A lot of the media, and therefore many Americans are confused and think that there is no religious-freedom problem anymore, that the Obama administration fixed its attack on a longstanding bipartisan consensus protecting conscience rights. That’s not the case. And since when is religious freedom something we merely accommodate? Mark D. Taylor, president and CEO of Tyndale — a company his parents started when he was a child — talks with me about what brings him to court to protect his religious freedom.
KATHRYN JEAN LOPEZ: The Bible isn’t religious? Please explain.
MARK D. TAYLOR: Tyndale House Publishers was organized a half century ago for an explicitly religious purpose — to publish the Bible and other Christian publications, and direct the proceeds to ministry and charity. The government’s policy that publishing the Bible is not a religious activity is absurd and is disconnected from reality. Never before has the federal government had the nerve to insist that all for-profit businesses are purely secular and cannot have a religious purpose. Americans today clearly agree with America’s founders: The federal government’s bureaucrats are not qualified to decide what faith is, who the faithful are, and where and how that faith may be lived out.
LOPEZ: Isn’t this a frivolous lawsuit? Surely this is a mistake the Obama administration will fix.
TAYLOR: It is not a frivolous matter when Washington passes a law that penalizes the exercise of religious freedom with fines as high as $100 per employee per day. The Obama administration has not shown any respect for the constitutionally protected freedoms that we, as a Bible publisher, had enjoyed until now. If they honored the Constitution and federal law, which is all we’re asking, our suit would not have been necessary.
LOPEZ: Has a business like Tyndale ever been part of any compromise talk?
TAYLOR: Tyndale has not been part of any discussion of this issue with the administration.
LOPEZ: Tyndale’s a business, you can deal with the fines, can’t you, if you insist on violating this new mandate — which effects you now, doesn’t it?
TAYLOR: Our reading of the law is that the mandate became effective for Tyndale House on Oct. 1, which was the first day of our new health-care plan year. Out of our religious conscience we have chosen not to comply with aspects of the mandate that promote abortion-inducing pills. But no organization could “deal with” the crippling, draconian financial and legal penalties on faith that this mandate imposes. That is why we need relief in court.

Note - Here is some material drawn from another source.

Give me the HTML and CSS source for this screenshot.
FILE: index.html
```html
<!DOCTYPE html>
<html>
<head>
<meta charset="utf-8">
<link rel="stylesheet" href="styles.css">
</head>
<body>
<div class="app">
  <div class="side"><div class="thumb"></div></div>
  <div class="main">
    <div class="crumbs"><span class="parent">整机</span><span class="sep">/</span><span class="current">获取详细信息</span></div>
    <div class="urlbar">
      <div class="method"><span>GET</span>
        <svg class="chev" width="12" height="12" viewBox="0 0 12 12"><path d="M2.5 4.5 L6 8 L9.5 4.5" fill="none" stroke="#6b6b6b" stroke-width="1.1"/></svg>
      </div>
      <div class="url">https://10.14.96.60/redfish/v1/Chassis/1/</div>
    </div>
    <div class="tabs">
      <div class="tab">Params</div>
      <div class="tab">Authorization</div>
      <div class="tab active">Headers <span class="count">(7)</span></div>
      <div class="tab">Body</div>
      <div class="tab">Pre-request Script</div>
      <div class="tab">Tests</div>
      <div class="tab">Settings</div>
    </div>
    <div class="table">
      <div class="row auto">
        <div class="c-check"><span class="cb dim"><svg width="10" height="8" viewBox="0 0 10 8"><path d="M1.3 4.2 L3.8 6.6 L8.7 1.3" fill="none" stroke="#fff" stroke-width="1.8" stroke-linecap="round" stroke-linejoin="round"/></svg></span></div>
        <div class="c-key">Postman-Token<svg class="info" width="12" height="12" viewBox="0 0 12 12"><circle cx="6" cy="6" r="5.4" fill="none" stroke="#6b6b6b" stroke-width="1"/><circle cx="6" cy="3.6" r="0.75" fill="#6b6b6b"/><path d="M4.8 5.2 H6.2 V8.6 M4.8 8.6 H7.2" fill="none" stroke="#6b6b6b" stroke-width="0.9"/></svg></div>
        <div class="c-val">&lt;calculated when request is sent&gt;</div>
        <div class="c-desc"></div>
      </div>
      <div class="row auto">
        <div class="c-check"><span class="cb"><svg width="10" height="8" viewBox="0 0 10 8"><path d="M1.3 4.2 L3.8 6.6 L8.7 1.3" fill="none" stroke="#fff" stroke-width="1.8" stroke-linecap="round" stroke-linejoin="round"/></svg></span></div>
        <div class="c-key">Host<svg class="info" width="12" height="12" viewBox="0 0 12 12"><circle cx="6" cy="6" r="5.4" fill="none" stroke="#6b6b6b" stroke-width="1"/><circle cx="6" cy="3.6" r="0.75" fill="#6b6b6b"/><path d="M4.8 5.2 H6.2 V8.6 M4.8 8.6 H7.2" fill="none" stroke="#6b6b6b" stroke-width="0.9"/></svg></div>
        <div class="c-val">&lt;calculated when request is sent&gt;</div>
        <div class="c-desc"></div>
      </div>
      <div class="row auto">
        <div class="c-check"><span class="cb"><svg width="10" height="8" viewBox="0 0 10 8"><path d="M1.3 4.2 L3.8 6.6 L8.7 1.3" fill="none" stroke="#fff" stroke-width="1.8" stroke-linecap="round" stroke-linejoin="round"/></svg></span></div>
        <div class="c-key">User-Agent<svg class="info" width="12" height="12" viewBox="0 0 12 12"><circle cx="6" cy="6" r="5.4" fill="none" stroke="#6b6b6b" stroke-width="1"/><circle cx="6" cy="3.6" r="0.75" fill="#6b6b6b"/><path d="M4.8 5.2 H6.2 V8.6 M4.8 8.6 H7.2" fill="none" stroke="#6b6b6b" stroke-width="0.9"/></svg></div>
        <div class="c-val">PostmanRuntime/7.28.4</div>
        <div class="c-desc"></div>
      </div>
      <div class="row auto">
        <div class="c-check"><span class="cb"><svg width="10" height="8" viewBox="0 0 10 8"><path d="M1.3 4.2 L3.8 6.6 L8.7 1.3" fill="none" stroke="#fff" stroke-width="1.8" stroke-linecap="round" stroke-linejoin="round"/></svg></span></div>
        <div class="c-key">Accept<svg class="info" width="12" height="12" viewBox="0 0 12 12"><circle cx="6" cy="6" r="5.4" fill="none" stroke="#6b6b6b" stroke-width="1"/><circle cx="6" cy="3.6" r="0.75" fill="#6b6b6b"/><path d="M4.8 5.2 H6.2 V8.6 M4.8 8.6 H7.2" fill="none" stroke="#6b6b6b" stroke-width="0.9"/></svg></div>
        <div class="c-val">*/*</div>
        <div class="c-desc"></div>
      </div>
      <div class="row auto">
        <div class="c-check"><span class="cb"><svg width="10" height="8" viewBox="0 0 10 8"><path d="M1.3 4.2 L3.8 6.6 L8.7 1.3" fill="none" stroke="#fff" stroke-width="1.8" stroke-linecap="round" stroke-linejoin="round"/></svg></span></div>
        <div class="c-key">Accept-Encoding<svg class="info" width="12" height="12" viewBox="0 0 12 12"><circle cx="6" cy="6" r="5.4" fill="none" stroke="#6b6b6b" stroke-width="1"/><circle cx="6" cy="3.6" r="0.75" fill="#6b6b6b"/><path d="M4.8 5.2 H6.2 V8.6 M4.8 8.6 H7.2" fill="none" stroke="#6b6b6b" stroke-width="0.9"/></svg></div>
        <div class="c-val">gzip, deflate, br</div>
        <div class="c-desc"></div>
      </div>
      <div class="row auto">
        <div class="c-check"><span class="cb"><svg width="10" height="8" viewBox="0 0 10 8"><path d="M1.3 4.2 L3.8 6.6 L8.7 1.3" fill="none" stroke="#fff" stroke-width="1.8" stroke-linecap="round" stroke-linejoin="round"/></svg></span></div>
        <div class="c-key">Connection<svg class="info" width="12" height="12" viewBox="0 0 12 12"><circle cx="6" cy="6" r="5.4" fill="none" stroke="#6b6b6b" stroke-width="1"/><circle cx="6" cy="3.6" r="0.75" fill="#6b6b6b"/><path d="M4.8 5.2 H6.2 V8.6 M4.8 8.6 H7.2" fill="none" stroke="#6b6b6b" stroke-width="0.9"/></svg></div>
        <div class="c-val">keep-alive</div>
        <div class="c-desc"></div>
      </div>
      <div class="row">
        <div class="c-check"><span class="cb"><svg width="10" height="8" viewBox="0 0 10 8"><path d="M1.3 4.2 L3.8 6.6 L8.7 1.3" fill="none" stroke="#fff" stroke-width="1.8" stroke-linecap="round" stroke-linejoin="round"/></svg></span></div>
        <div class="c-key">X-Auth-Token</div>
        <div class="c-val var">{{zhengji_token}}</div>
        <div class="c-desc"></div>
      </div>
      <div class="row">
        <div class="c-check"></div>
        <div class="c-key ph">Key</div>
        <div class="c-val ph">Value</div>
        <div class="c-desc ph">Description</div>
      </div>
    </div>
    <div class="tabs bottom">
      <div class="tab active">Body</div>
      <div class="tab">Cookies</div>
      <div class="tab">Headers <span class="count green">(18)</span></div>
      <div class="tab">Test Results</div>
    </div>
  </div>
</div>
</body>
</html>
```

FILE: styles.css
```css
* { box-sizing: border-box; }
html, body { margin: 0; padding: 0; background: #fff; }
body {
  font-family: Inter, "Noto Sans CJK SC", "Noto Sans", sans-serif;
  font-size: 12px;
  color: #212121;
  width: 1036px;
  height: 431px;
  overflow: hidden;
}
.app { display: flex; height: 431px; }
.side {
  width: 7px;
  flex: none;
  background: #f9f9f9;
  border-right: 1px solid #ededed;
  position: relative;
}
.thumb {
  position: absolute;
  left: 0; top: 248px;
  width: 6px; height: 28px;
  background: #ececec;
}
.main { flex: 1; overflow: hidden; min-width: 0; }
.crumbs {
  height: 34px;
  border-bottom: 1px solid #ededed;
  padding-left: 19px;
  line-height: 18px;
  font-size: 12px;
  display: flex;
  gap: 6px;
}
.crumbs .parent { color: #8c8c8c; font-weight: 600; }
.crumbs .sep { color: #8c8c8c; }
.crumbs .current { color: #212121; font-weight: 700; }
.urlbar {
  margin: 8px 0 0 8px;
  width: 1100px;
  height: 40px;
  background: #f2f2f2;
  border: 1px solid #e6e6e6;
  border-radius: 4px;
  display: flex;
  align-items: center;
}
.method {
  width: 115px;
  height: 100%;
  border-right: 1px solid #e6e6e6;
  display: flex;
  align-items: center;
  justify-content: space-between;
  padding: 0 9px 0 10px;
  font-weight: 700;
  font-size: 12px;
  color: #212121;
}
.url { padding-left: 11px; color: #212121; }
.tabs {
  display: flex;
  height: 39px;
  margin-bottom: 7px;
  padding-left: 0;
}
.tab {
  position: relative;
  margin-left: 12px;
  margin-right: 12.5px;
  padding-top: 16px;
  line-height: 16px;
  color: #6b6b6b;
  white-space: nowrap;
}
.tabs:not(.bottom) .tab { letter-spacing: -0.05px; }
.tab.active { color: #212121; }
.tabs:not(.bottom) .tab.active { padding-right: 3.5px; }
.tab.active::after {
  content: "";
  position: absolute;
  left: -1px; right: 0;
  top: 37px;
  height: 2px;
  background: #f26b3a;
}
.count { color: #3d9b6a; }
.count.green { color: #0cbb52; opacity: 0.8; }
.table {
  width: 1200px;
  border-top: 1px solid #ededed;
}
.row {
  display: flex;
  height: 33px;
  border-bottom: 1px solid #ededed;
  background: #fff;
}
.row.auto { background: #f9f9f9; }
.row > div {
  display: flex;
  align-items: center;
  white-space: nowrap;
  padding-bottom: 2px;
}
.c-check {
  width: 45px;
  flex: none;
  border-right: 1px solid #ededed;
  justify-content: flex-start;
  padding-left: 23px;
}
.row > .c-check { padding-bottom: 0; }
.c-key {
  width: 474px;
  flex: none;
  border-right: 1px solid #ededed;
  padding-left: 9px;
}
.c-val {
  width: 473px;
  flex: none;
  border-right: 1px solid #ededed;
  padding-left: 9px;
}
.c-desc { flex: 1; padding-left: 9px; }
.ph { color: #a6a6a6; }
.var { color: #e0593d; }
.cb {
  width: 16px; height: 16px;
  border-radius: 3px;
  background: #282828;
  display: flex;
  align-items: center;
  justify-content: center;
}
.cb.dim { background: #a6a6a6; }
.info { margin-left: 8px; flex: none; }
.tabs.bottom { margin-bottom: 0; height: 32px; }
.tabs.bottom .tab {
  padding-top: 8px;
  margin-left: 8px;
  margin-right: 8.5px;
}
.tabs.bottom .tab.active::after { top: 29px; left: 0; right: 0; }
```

LOPEZ: Does the ruling against Frank O’Brien a week ago Friday, where the judge announced that the HHS mandated coverage of abortion-inducing drugs, contraception, and sterilization is not a religious-liberty violation to a private business owner Frank O’Brien because he “is not prevented from keeping the Sabbath, from providing a religious upbringing for his children, or from participating in a religious ritual such as communion. Instead, plaintiffs remain free to exercise their religion, by not using contraceptives and by discouraging employees from using contraceptives”?
TAYLOR: This just another example of the Obama administration trying to confine faith behind four walls on Sunday and drive faith underground at all other times. A Denver federal judge decided in July that the Supreme Court and federal law protect people from harsh fines and penalties for exercising their religious views in the midst of society, including when they run an organization or business. The Obama administration is simply wrong to argue that one’s faith may only be exercised in private or in churches. We are confident that courts, all the way to the Supreme Court, will uphold and affirm our God-given religious freedom.
LOPEZ: Are you surprised we’re not hearing more objections to this mandate in the mainstream media?
TAYLOR: No, I’m not surprised. I would expect the mainstream media to be supportive of the mandate. But whatever the mainstream media thinks, Americans don’t want politicians and bureaucrats deciding how, when and how often Americans may live according to our faith.
LOPEZ: Are you surprised the Obama administration has been waging a little mini-campaign to insist it does respect religious liberty?
TAYLOR:: I’m not familiar with this mini-campaign. But the administration is probably trying to create a smokescreen to obscure what they are doing with this mandate and in the many other areas it is attacking our fundamental freedoms.
LOPEZ: Can this end well for religious liberty in the courts? Should it have to be in the courts? Must it be at this point?
TAYLOR: Tyndale was left with no alternative but to go to court. The law does not give any religious-freedom exemption to faith-based operations like Tyndale. Instead, it imposes crushing fines for employers who are doing nothing more than following their consciences against abortion-inducing pills. The government is supposed to promote conscience protection, not attack it. The best solution is for Congress or the administration to respect the First Amendment and the Religious Freedom Restoration Act by eliminating the abortion-pill mandate. But if they refuse to do their duty, we hope the courts will rule that the mandate is unlawful.
LOPEZ: What might you hope every American voter considers when it comes to the situation the likes of Tyndale finds itself in?
TAYLOR: According to the Declaration of Independence, the role of government is to secure for the people those freedoms endowed to us by our Creator. The Bill of Rights enumerates many of those freedoms, including religious liberty. I would hope voters would evaluate whether the present administration is defending freedom or trampling on it.